Is traditional Amazon SEO still important with Rufus?
Traditional SEO fundamentals remain important—Rufus still needs clear, relevant keywords to understand your product category and attributes. However, the objective has changed from ranking for specific keywords to being included in AI-generated answers with accurate context. Think of GEO as complementing rather than replacing Amazon SEO, with emphasis shifting from keyword density to entity clarity, structured facts, and consistent claims across all data sources.
How quickly can I see results from Rufus optimization?
The timeline varies depending on your product category and competition, but case studies show measurable improvements within weeks of implementing comprehensive optimization. One seller who adjusted positioning based on Rufus insights saw improved relevance and conversions after updating imagery and copy to target a newly discovered customer segment. Track SKU-level performance metrics including conversion rates and sales velocity after making changes to measure impact.

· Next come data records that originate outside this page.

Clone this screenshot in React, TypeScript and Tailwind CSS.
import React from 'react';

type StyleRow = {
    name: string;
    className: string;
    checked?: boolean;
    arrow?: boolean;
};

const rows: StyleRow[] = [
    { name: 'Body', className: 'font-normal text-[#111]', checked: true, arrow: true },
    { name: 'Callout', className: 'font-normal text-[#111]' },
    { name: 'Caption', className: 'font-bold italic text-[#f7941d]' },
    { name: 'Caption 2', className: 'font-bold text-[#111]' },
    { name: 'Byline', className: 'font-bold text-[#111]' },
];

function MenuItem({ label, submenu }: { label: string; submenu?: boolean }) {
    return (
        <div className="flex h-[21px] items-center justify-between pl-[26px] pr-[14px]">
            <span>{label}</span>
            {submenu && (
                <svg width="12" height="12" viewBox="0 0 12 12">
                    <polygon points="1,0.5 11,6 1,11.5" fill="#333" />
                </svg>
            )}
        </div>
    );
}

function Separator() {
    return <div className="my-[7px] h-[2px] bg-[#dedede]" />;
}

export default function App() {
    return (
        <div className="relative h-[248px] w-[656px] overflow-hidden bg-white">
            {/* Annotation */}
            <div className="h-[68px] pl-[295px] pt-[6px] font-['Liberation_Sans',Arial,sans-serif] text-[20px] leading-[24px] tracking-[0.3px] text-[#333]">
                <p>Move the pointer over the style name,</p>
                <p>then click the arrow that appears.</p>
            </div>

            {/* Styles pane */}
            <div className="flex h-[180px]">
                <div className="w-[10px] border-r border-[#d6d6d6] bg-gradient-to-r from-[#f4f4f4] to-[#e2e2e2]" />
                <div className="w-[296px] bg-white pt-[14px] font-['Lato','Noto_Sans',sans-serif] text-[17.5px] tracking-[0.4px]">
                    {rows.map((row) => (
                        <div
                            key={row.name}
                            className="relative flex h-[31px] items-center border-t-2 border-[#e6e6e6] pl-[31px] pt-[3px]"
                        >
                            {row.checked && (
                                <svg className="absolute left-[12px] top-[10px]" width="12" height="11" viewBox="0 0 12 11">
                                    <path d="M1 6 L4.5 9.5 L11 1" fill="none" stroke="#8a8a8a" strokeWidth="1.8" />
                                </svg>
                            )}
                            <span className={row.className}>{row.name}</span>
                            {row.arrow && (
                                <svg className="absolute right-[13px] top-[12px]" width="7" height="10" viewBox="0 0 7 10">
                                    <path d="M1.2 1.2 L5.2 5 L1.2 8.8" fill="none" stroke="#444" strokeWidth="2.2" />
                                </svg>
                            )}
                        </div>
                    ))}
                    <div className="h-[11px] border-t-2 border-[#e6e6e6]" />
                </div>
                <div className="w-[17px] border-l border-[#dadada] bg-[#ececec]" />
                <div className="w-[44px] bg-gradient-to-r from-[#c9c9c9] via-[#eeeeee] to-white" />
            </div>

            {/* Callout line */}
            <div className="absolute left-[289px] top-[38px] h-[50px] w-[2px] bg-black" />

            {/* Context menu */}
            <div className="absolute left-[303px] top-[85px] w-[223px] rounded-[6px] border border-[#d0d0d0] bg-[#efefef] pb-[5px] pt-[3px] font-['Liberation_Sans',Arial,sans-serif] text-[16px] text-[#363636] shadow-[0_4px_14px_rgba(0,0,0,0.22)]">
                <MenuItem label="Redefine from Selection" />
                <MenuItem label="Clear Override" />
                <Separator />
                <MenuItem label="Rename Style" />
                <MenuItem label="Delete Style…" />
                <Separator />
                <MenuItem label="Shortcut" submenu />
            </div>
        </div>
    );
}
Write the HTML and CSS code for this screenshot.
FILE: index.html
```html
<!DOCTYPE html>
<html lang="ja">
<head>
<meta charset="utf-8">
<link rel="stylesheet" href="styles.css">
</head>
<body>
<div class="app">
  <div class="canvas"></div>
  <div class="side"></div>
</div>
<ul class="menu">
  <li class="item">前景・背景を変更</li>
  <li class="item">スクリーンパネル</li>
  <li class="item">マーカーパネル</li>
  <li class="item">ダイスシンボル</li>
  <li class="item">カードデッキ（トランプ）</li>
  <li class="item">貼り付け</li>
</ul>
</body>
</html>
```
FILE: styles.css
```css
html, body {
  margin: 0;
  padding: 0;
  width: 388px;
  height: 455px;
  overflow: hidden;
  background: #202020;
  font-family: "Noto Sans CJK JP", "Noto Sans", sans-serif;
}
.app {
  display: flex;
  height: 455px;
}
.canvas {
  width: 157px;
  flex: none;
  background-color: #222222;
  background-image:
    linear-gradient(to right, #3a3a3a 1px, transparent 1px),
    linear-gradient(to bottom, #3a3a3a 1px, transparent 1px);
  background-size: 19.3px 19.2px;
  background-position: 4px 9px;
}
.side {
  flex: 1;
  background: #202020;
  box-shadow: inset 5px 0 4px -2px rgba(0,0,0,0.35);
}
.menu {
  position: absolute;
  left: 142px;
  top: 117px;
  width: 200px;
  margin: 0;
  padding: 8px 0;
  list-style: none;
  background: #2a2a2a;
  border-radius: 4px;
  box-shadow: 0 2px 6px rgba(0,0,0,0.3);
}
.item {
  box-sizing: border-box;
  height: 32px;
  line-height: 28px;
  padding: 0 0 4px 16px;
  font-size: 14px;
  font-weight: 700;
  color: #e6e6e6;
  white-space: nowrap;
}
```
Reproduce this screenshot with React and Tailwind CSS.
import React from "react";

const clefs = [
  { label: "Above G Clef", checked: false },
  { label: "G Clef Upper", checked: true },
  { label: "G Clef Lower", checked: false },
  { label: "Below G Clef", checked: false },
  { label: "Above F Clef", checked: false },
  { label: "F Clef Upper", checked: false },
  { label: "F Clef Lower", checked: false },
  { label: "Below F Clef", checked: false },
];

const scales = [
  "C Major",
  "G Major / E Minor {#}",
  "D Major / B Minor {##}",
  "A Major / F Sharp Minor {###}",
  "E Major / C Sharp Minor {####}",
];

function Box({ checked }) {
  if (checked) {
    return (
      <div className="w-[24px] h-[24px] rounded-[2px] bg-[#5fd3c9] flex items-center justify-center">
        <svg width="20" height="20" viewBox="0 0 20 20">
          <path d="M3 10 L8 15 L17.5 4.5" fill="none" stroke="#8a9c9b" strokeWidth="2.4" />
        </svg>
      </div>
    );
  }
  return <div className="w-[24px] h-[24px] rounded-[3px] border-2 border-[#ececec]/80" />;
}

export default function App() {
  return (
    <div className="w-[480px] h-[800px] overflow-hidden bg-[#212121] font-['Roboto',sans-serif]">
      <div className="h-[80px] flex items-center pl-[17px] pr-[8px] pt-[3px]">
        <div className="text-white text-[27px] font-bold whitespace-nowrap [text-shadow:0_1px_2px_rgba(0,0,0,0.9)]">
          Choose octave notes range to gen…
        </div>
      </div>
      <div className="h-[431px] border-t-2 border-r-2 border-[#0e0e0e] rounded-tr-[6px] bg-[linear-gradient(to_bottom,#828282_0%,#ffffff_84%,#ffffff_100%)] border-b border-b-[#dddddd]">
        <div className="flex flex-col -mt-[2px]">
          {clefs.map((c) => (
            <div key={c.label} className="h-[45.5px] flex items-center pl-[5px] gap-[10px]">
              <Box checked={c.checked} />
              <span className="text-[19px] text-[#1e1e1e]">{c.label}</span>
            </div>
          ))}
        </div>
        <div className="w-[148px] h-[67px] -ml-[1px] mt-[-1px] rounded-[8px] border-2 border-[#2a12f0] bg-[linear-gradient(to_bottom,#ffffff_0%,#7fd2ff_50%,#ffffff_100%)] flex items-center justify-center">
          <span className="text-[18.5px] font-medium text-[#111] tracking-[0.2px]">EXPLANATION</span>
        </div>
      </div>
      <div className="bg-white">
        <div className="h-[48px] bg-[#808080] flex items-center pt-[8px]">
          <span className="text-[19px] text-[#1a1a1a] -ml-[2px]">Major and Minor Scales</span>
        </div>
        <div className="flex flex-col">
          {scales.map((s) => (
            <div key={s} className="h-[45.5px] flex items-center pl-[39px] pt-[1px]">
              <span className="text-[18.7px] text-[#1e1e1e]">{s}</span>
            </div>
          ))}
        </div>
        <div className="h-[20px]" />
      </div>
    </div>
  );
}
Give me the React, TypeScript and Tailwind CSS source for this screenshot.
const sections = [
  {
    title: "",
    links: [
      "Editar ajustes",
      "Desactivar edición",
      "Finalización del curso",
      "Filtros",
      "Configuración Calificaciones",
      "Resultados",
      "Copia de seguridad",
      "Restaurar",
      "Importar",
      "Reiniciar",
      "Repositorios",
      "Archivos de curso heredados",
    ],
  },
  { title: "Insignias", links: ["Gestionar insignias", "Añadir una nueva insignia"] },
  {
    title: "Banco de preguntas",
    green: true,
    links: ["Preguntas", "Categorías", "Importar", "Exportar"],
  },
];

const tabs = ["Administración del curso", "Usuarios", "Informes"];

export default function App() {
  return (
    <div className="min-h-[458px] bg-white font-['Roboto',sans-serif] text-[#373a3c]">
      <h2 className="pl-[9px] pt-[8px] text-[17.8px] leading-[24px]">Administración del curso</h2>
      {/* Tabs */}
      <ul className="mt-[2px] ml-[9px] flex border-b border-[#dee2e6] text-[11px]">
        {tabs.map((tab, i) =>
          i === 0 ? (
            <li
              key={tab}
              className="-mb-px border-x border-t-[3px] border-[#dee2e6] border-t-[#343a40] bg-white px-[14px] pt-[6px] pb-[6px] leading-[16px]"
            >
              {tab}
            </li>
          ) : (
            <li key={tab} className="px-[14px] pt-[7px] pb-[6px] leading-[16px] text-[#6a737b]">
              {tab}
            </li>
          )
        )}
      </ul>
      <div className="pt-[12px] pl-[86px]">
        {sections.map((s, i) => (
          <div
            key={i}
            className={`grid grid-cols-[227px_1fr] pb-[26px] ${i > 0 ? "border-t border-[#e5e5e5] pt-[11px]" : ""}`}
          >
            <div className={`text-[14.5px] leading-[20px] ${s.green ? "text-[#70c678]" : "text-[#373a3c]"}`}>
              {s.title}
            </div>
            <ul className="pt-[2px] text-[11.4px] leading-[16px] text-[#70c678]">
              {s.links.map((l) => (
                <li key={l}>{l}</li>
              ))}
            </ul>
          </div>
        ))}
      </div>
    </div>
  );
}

What’s the single most impactful Rufus optimization tactic?
Building out your Customer Questions & Answers section with comprehensive, natural-language responses addressing specific use cases and customer concerns delivers the highest immediate impact. This section feeds directly into Rufus’s conversational responses and is one of the few areas where sellers can proactively influence what information the AI retrieves when answering customer queries. Combine this with the Premium A+ FAQ module if you qualify for Premium A+ Content.
Does Rufus favor Amazon’s own products over third-party sellers?
Independent analysis found that approximately 83% of Rufus recommendations did favor Amazon’s own products during early testing phases. However, Amazon states that product recommendations revolve around each customer’s specific needs based on the query context. Sellers can improve their chances of inclusion by ensuring their listings provide comprehensive, well-structured information that clearly addresses customer intent and use cases.